Je ne croyais pas que Typhonia m’induirait en
confession de foi, mais je ne me révolte pas contre cet imprévu soulageant. Revenons
bien vite au livre du Sâr Péladan. Typhonia, c’est Paris, la ville
perverse, mais qui doit désorienter la férocité de la bourgeoisie française, la province
n’existant pas pour la civilisation. Quant à Sin et Nannah, les héros de ce roman fantastique, ce sont de bien singuliers
personnages. Le premier est un jeune homme qui se met tout nu devant son armoire à glace
et, se comparant à des femmes photographiées dans le même costume, se juge infiniment
plus désirable qu’elles, étant plus mince et aussi plus pâle. Ajoutons, pour compléter
le portrait, que ledit jeune homme, au théâtre n’aime les femmes qu’en travesties. Je
n’insiste pas, mais M. Sin me paraît, lui, dans un train bien étrange. Nannah, la jeune
fille, n’est pas moins curieuse à étudier dans son couvent ; elle a cependant le sens
plus juste que Sin qu’elle mettra plus tard dans la bonne voie, j’allais dire le bon
train. Je m’arrête, renonçant à donner un compte rendu détaillé de ce livre touffu,
encombré, mais dans les obscurités duquel pointe souvent la lumière d’une véritable
observation, de pensées élevées. Mais à quel prix arrive-t-on à ces oasis de
demi-clarté ! Il y a de tout dans Typhonia, dont l’auteur a voulu faire
un microcosme et qui, pour parler juste, sans être tout un monde,
contient un tohu-bohu de rêves faits de poésie et de philosophie, et
d’un idéal toujours élevé, malgré l’étrangeté de leur forme.
Et maintenant, je crois bien que je suis dans le train pour un bout de temps.
Tout le monde a appris que Frédéric II, Frédéric le Grand, fut un grand ami des
philosophes de son temps, qu’il aimait à
qu’il fut un homme de guerre et épargna le moulin de Sans-Souci ; passé
cela, la masse du public ne sait pas grand-chose de ce monarque qui
pourtant vaut la peine d’être étudié du jour de sa naissance à celui de
sa mort. Un historien de haute valeur, M. Ernest Lavisse, vient de faciliter à ceux
qu’intéresse ce qui s’est passé autrefois dans la Prusse qui a préparé celle
d’aujourd’hui la connaissance exacte de tous les faits relatifs à la biographie du
héros. La Jeunesse du grand Frédéric, tel est le titre du volume qu’il
vient de publier chez Hachette et qui, bien que complet, en annonce forcément au moins
un autre, celui de la vie militaire de Frédéric, de sa politique et de l’œuvre qu’il
préparait.
Ce n’est pas seulement de Frédéric qu’il s’agit dans ce volume, c’est aussi de son
étrange père, ce Frédéric-Guillaume Ier qui fut en même temps qu’uni
préparateur de la grandeur de son pays, une sorte de fou, moitié ivre la plupart du
temps, épris de militarisme, féroce, despote et jouant au Brutus dans sa royale famille.

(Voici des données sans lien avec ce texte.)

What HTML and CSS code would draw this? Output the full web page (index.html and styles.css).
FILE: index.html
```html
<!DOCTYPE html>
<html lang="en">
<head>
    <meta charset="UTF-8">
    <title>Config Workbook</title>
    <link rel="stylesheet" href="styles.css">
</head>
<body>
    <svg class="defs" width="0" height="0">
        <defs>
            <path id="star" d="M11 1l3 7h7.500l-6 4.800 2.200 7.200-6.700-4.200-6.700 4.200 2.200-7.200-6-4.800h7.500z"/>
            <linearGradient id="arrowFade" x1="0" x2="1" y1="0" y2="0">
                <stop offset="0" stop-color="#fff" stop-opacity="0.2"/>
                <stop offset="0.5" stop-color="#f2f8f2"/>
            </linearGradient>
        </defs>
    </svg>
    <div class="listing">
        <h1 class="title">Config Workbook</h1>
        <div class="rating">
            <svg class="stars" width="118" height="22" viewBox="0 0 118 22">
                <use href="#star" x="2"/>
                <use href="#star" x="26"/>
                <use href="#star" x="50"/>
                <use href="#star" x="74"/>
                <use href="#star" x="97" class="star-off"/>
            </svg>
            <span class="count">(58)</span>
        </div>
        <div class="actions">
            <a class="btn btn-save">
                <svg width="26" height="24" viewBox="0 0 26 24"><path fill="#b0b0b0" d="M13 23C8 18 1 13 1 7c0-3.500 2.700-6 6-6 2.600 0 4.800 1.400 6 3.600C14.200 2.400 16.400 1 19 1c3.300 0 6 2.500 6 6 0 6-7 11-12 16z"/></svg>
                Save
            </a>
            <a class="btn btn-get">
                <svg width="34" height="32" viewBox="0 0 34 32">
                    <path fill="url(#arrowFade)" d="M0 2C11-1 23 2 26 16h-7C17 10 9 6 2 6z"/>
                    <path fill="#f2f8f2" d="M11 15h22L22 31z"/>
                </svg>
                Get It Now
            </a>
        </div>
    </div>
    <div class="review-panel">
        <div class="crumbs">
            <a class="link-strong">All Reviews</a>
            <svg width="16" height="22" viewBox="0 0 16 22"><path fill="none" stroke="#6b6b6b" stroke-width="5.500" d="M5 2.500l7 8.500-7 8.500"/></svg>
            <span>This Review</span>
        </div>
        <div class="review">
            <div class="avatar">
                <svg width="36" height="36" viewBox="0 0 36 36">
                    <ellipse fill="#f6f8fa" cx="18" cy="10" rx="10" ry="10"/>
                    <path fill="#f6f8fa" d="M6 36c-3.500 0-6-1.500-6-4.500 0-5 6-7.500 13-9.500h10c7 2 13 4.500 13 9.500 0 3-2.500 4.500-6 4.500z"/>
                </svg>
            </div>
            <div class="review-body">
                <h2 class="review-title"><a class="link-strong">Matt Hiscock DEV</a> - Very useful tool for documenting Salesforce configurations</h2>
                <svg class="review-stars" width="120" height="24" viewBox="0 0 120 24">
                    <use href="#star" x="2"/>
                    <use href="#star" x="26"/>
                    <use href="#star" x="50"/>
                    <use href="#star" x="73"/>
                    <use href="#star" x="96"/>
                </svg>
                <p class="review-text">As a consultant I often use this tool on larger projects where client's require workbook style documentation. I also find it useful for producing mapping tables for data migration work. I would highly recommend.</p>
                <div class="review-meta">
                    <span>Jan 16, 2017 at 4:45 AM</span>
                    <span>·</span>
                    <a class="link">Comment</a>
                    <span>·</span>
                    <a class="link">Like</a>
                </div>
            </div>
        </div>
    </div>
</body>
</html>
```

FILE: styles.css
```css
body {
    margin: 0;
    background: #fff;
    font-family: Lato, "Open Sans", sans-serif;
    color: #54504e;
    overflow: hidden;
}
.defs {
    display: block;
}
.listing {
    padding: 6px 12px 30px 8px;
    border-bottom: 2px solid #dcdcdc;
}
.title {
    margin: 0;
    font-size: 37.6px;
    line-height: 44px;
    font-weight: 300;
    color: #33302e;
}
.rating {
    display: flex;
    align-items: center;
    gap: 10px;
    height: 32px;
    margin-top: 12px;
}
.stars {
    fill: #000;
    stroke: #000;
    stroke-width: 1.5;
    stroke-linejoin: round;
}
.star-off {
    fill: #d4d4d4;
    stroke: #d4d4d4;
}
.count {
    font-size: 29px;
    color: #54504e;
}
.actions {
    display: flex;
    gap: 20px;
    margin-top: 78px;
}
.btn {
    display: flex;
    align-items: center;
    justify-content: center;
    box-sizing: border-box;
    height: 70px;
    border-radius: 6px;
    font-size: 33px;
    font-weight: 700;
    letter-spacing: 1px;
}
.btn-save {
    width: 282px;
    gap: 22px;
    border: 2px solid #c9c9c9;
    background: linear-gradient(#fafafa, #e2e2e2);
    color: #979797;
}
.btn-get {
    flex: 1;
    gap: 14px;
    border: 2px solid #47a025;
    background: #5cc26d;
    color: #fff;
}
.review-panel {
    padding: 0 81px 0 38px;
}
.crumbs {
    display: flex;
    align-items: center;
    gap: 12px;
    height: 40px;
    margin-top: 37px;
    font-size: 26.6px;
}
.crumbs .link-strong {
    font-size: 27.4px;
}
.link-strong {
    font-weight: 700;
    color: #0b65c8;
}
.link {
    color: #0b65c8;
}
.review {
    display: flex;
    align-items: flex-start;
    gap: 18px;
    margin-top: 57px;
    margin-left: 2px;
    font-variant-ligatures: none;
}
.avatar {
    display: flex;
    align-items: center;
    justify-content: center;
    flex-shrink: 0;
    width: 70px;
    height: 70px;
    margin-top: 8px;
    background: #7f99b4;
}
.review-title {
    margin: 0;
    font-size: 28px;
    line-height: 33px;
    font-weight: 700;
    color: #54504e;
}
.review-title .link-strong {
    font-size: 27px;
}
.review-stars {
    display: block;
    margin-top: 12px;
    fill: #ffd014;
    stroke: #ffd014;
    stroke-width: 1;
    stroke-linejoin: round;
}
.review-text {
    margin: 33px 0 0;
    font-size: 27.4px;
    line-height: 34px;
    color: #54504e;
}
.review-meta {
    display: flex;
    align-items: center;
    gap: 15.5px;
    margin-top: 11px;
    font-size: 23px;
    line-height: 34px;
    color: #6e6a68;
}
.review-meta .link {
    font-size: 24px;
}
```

Je ne puis qu’effleurer rapidement ce livre substantiel dont la conclusion donne
peut-être le plus beau et le plus complet portrait qui ait été fait de Frédéric II :
Il n’a aucune sorte de moralité. À quatorze ans, il prévoit la mort ou l’internement
de son père, prend ses dispositions, complote avec des ministres étrangers auxquels il
fait des confidences que ceux-ci ne veulent pas confier au papier. Il est en relations
d’amitié et d’intimité avec des gouvernements que le roi considère comme ses ennemis.

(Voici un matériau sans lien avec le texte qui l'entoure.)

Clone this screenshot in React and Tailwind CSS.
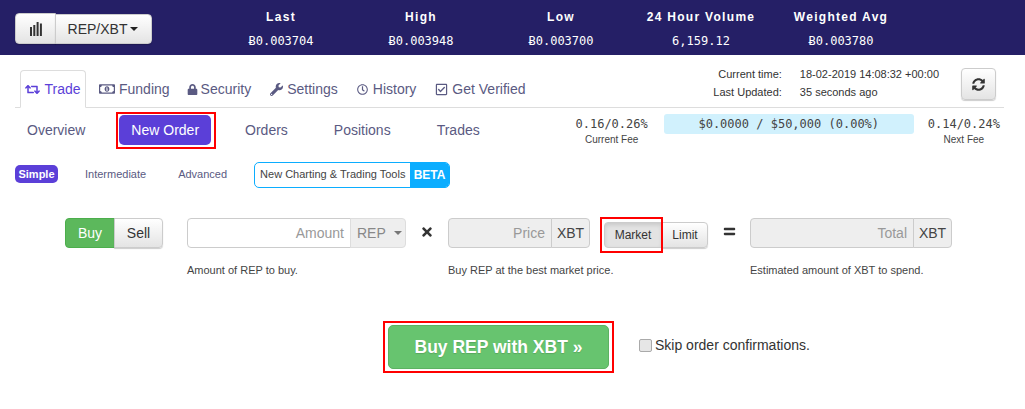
import React from "react";
import { FaRetweet, FaRegMoneyBillAlt, FaLock, FaWrench, FaRegClock, FaRegCheckSquare, FaSyncAlt, FaTimes, FaEquals } from "react-icons/fa";

const sans = "font-['Liberation_Sans',Arial,sans-serif]";
const mono = "font-['DejaVu_Sans_Mono',monospace]";
const btn = "bg-gradient-to-b from-white to-[#e4e4e4] border border-[#ccc] shadow-[0_1px_1px_rgba(0,0,0,0.2)]";

const stats = [
  ["Last", "Ƀ0.003704"],
  ["High", "Ƀ0.003948"],
  ["Low", "Ƀ0.003700"],
  ["24 Hour Volume", "6,159.12"],
  ["Weighted Avg", "Ƀ0.003780"],
];

const tabs = [
  [FaRegMoneyBillAlt, "Funding", "text-[16px]", "mr-[4px]", "ml-0"],
  [FaLock, "Security", "text-[11px]", "mr-[3px]", "ml-[17px]"],
  [FaWrench, "Settings", "text-[13px]", "mr-[4px]", "ml-[19px]"],
  [FaRegClock, "History", "text-[11px]", "mr-[5px]", "ml-[19px]"],
  [FaRegCheckSquare, "Get Verified", "text-[13px]", "mr-[4px]", "ml-[19px]"],
];

function RedBox({ className }) {
  return <span className={"absolute border-2 border-[#f00] pointer-events-none " + className} />;
}

function Caret({ color }) {
  return <span className={"inline-block w-0 h-0 border-x-[4px] border-x-transparent border-t-[4px] " + color} />;
}

export default function App() {
  return (
    <div className={sans + " w-[1025px] h-[409px] bg-white text-[#333] overflow-hidden"}>
      <header className="h-[55px] bg-[#251f66] flex items-center pl-[15px]">
        <div className="flex h-[31px] w-[137px] mt-[2px] text-[#333]">
          <div className={btn + " w-[41px] rounded-l-[4px] flex items-center justify-center"}>
            <svg width="12" height="14" viewBox="0 0 12 14" fill="#333">
              <rect x="0" y="5" width="2" height="9" />
              <rect x="3.3" y="3" width="2" height="11" />
              <rect x="6.6" y="0" width="2" height="14" />
              <rect x="9.9" y="1.5" width="2" height="12.5" />
            </svg>
          </div>
          <div className={btn + " flex-1 -ml-px rounded-r-[4px] flex items-center justify-center gap-[3px] text-[14px] mt-px pr-[1px]"}>
            REP/XBT <Caret color="border-t-[#222]" />
          </div>
        </div>
        <div className="ml-[59px] mt-[3px] flex">
          {stats.map(([k, v]) => (
            <div key={k} className="w-[140px] text-center text-white">
              <div className="text-[12px] leading-[14px] font-bold tracking-[1.3px]">{k}</div>
              <div className={mono + " text-[12px] leading-[14px] mt-[10px]"}>{v}</div>
            </div>
          ))}
        </div>
      </header>

      <div className="mx-[15px] w-[989px] h-[53px] border-b border-[#ddd] flex items-end relative text-[14px] text-[#5a5a82]">
        <div className="flex items-end pl-[5px] -mb-px">
          <div className="h-[38px] w-[66px] border border-b-white border-[#ddd] rounded-t-[4px] flex items-center justify-center gap-[4px] text-[#5b3fd8] bg-white">
            <FaRetweet className="text-[15px]" /> Trade
          </div>
          <div className="flex h-[38px] items-center ml-[13px]">
            {tabs.map(([I, t, s, m, l]) => (
              <div key={t} className={"flex items-center whitespace-nowrap " + l}>
                <I className={s + " " + m} />
                {t}
              </div>
            ))}
          </div>
        </div>
        <div className="ml-auto mr-[8px] self-start flex mt-[13px]">
          <div className="text-[11px] leading-[18px] text-[#333] flex gap-[18px] -mt-[3px]">
            <div className="text-right">
              <div>Current time:</div>
              <div>Last Updated:</div>
            </div>
            <div>
              <div>18-02-2019 14:08:32 +00:00</div>
              <div>35 seconds ago</div>
            </div>
          </div>
          <div className={btn + " ml-[22px] w-[35px] h-[32px] rounded-[4px] flex items-center justify-center text-[#333]"}>
            <FaSyncAlt className="text-[13px]" />
          </div>
        </div>
      </div>

      <div className="h-[57px] pl-[15px] flex text-[14px] text-[#5a5a82]">
        <nav className="flex gap-[22px] pt-[7px] items-start">
          <div className="px-3 h-[30px] leading-[30px]">Overview</div>
          <div className="relative px-3 h-[30px] leading-[30px] rounded-[5px] bg-[#5b3fd8] text-white">
            New Order
            <RedBox className="-left-[3px] -right-[5px] -top-[3px] -bottom-[4px]" />
          </div>
          <div className="px-3 h-[30px] leading-[30px]">Orders</div>
          <div className="px-3 h-[30px] leading-[30px]">Positions</div>
          <div className="px-3 h-[30px] leading-[30px]">Trades</div>
        </nav>
        <div className="ml-auto mr-[25px] flex pt-[6px] items-start text-[#444]">
          <div className="text-center">
            <div className={mono + " text-[12px] leading-[20px]"}>0.16/0.26%</div>
            <div className="text-[10px] leading-[12px]">Current Fee</div>
          </div>
          <div className={mono + " ml-[16px] w-[250px] h-[20px] bg-[#d1f1fd] rounded-[3px] text-center text-[12px] leading-[20px]"}>
            $0.0000 / $50,000 (0.00%)
          </div>
          <div className="text-center ml-[14px]">
            <div className={mono + " text-[12px] leading-[20px]"}>0.14/0.24%</div>
            <div className="text-[10px] leading-[12px]">Next Fee</div>
          </div>
        </div>
      </div>

      <div className="h-[26px] mt-[-1px] pl-[15px] flex items-center text-[11px] text-[#5a5a82]">
        <div className="h-[18px] w-[43px] -mt-[6px] rounded-[5px] bg-[#5b3fd8] text-white font-bold text-center leading-[18px]">Simple</div>
        <div className="ml-[27px] -mt-[6px]">Intermediate</div>
        <div className="ml-[32px] -mt-[6px]">Advanced</div>
        <div className="ml-[27px] -mt-[4px] h-[26px] w-[196px] border border-[#0badff] rounded-[5px] flex items-stretch overflow-hidden text-[#444]">
          <span className="pl-[5px] leading-[22px] whitespace-nowrap flex-1">New Charting &amp; Trading Tools</span>
          <span className="w-[39px] bg-[#0badff] text-white font-bold text-[12px] leading-[24px] text-center">BETA</span>
        </div>
      </div>

      <div className="mt-[28px] pl-[65px] flex items-start text-[14px]">
        <div className="w-[122px] flex h-[30px]">
          <div className="w-[50px] rounded-l-[4px] bg-[#5cb85c] border border-[#4cae4c] text-white text-center leading-[28px]">Buy</div>
          <div className={btn + " w-[49px] -ml-px rounded-r-[4px] text-center leading-[28px]"}>Sell</div>
        </div>

        <div className="w-[219px]">
          <div className="flex h-[30px]">
            <div className="w-[164px] border border-[#ccc] rounded-l-[4px] text-right pr-[6px] leading-[28px] text-[#999] bg-white">Amount</div>
            <div className="flex-1 -ml-px border border-[#ddd] rounded-r-[4px] bg-[#eee] text-[#888] flex items-center pl-[6px] gap-[8px]">
              REP <Caret color="border-t-[#777]" />
            </div>
          </div>
          <div className="mt-[14px] text-[11px] leading-[16px] text-[#444] whitespace-nowrap">Amount of REP to buy.</div>
        </div>

        <div className="w-[42px] h-[30px] flex items-center justify-center">
          <FaTimes className="text-[14px] text-[#333] -mt-[2px]" />
        </div>

        <div className="w-[142px] flex-none">
          <div className="flex h-[30px]">
            <div className="flex-1 border border-[#ccc] rounded-l-[4px] text-right pr-[6px] leading-[28px] text-[#999] bg-[#eee]">Price</div>
            <div className="w-[39px] -ml-px border border-[#ccc] rounded-r-[4px] bg-[#eee] text-[#444] text-center leading-[28px]">XBT</div>
          </div>
          <div className="mt-[14px] text-[11px] leading-[16px] text-[#444] whitespace-nowrap">Buy REP at the best market price.</div>
        </div>

        <div className="ml-[14px] w-[104px] h-[26px] mt-[4px] flex text-[12px]">
          <div className="relative w-[59px] rounded-l-[4px] bg-[#e3e3e3] border border-[#ccc] shadow-[inset_0_2px_4px_rgba(0,0,0,0.12)] text-center leading-[24px] pr-[1px]">
            Market
            <RedBox className="-left-[5px] -right-[1px] -top-[6px] -bottom-[6px]" />
          </div>
          <div className={btn + " flex-1 -ml-px rounded-r-[4px] text-center leading-[24px]"}>Limit</div>
        </div>

        <div className="w-[42px] h-[30px] flex items-center justify-center">
          <FaEquals className="text-[13px] text-[#333] -mt-[4px]" />
        </div>

        <div className="w-[202px] flex-none">
          <div className="flex h-[30px]">
            <div className="flex-1 border border-[#ccc] rounded-l-[4px] text-right pr-[6px] leading-[28px] text-[#999] bg-[#eee]">Total</div>
            <div className="w-[39px] -ml-px border border-[#ccc] rounded-r-[4px] bg-[#eee] text-[#444] text-center leading-[28px]">XBT</div>
          </div>
          <div className="mt-[14px] text-[11px] leading-[16px] text-[#444] whitespace-nowrap">Estimated amount of XBT to spend.</div>
        </div>
      </div>

      <div className="mt-[47px] pl-[388px] flex items-start">
        <div className="relative w-[221px] h-[44px] rounded-[5px] bg-[#67c46f] border border-[#5cb262] text-white font-bold text-[17.5px] text-center leading-[42px] [text-shadow:0_1px_1px_rgba(0,0,0,0.15)]">
          Buy REP with XBT »
          <RedBox className="-left-[6px] -right-[6px] -top-[5px] -bottom-[5px]" />
        </div>
        <label className="ml-[30px] mt-[12px] flex items-center text-[14px] text-[#333] leading-[16px]">
          <input type="checkbox" className="appearance-none w-[13px] h-[13px] mr-[3px] m-0 bg-[#e6e6e6] border border-[#aaa] rounded-[2px]" readOnly />
          Skip order confirmations.
        </label>
      </div>
    </div>
  );
}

Les abominables traitements qu’il subit
n’excusent pas sa
conduite ; cette conduite au contraire explique en partie la cruauté de son père.
Il n’a point de bonté. Le mot bonté n’est pas une seule fois prononcé, même par ceux
des témoins de sa vie qui le jugent avec la plus grande bienveillance. Il aime sa mère
et sa sœur, mais qui pensent comme lui et intriguent avec lui. Il aime ses amis, et
même il leur parle sur un ton singulier de tendresse brûlante, mais l’amitié ne
devient un mérite que lorsqu’elle paie en sacrifices les joies dont elle est la
source » Frédéric aurait-il montré du dévouement à ses amis s’ils s’étaient réclamés
de lui ? Quand il a vu passer Katte marchant à l’échafaud, il a offert, pour le
sauver, de renoncer à la couronne, même de mourir ; mais quelques semaines après la
tragédie, sûr de vivre et hors de son cachot, il est « gai comme un pinson ».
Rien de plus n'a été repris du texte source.